[Start Dataset section]

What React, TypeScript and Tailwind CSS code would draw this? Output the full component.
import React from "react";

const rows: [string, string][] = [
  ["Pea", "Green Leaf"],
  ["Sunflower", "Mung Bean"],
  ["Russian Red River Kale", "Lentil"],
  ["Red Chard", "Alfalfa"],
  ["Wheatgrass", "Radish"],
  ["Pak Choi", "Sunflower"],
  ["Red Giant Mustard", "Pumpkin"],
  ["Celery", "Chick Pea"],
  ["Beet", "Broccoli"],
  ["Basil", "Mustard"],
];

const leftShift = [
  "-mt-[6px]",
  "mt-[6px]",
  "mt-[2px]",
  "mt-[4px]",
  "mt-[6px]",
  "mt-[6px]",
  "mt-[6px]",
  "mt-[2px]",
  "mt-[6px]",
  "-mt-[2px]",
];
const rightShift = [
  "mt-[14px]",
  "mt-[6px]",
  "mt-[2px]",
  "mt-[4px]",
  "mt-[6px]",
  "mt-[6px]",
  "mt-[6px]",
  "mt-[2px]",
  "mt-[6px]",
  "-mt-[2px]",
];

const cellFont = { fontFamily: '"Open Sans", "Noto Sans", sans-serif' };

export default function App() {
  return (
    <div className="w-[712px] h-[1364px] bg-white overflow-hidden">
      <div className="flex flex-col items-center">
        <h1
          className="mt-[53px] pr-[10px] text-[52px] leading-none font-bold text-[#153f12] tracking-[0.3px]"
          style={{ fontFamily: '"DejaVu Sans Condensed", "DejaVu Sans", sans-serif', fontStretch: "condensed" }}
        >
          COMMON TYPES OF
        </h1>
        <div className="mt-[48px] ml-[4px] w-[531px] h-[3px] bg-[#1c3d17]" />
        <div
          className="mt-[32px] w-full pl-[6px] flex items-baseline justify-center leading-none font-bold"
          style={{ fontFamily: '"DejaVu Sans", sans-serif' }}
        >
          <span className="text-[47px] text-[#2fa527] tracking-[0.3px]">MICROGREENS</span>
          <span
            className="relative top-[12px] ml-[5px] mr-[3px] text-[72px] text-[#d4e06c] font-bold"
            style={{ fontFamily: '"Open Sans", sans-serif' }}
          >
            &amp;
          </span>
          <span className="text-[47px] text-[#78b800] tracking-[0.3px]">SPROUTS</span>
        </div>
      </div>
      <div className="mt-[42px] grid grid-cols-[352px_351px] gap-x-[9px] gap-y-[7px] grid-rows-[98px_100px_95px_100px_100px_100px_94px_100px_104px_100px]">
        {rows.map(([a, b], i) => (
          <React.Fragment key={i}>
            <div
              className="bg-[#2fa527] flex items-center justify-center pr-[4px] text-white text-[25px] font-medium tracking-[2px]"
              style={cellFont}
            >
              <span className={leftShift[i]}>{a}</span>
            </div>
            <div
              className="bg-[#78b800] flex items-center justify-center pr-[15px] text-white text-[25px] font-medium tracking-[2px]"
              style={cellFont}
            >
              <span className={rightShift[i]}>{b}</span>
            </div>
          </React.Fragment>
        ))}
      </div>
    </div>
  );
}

[End Dataset section]

What the task asks
Reproduce the full listing exactly.

Written answer
What React, TypeScript and Tailwind CSS code would draw this? Output the full component.
import React from "react";

const rows: [string, string][] = [
  ["Pea", "Green Leaf"],
  ["Sunflower", "Mung Bean"],
  ["Russian Red River Kale", "Lentil"],
  ["Red Chard", "Alfalfa"],
  ["Wheatgrass", "Radish"],
  ["Pak Choi", "Sunflower"],
  ["Red Giant Mustard", "Pumpkin"],
  ["Celery", "Chick Pea"],
  ["Beet", "Broccoli"],
  ["Basil", "Mustard"],
];

const leftShift = [
  "-mt-[6px]",
  "mt-[6px]",
  "mt-[2px]",
  "mt-[4px]",
  "mt-[6px]",
  "mt-[6px]",
  "mt-[6px]",
  "mt-[2px]",
  "mt-[6px]",
  "-mt-[2px]",
];
const rightShift = [
  "mt-[14px]",
  "mt-[6px]",
  "mt-[2px]",
  "mt-[4px]",
  "mt-[6px]",
  "mt-[6px]",
  "mt-[6px]",
  "mt-[2px]",
  "mt-[6px]",
  "-mt-[2px]",
];

const cellFont = { fontFamily: '"Open Sans", "Noto Sans", sans-serif' };

export default function App() {
  return (
    <div className="w-[712px] h-[1364px] bg-white overflow-hidden">
      <div className="flex flex-col items-center">
        <h1
          className="mt-[53px] pr-[10px] text-[52px] leading-none font-bold text-[#153f12] tracking-[0.3px]"
          style={{ fontFamily: '"DejaVu Sans Condensed", "DejaVu Sans", sans-serif', fontStretch: "condensed" }}
        >
          COMMON TYPES OF
        </h1>
        <div className="mt-[48px] ml-[4px] w-[531px] h-[3px] bg-[#1c3d17]" />
        <div
          className="mt-[32px] w-full pl-[6px] flex items-baseline justify-center leading-none font-bold"
          style={{ fontFamily: '"DejaVu Sans", sans-serif' }}
        >
          <span className="text-[47px] text-[#2fa527] tracking-[0.3px]">MICROGREENS</span>
          <span
            className="relative top-[12px] ml-[5px] mr-[3px] text-[72px] text-[#d4e06c] font-bold"
            style={{ fontFamily: '"Open Sans", sans-serif' }}
          >
            &amp;
          </span>
          <span className="text-[47px] text-[#78b800] tracking-[0.3px]">SPROUTS</span>
        </div>
      </div>
      <div className="mt-[42px] grid grid-cols-[352px_351px] gap-x-[9px] gap-y-[7px] grid-rows-[98px_100px_95px_100px_100px_100px_94px_100px_104px_100px]">
        {rows.map(([a, b], i) => (
          <React.Fragment key={i}>
            <div
              className="bg-[#2fa527] flex items-center justify-center pr-[4px] text-white text-[25px] font-medium tracking-[2px]"
              style={cellFont}
            >
              <span className={leftShift[i]}>{a}</span>
            </div>
            <div
              className="bg-[#78b800] flex items-center justify-center pr-[15px] text-white text-[25px] font-medium tracking-[2px]"
              style={cellFont}
            >
              <span className={rightShift[i]}>{b}</span>
            </div>
          </React.Fragment>
        ))}
      </div>
    </div>
  );
}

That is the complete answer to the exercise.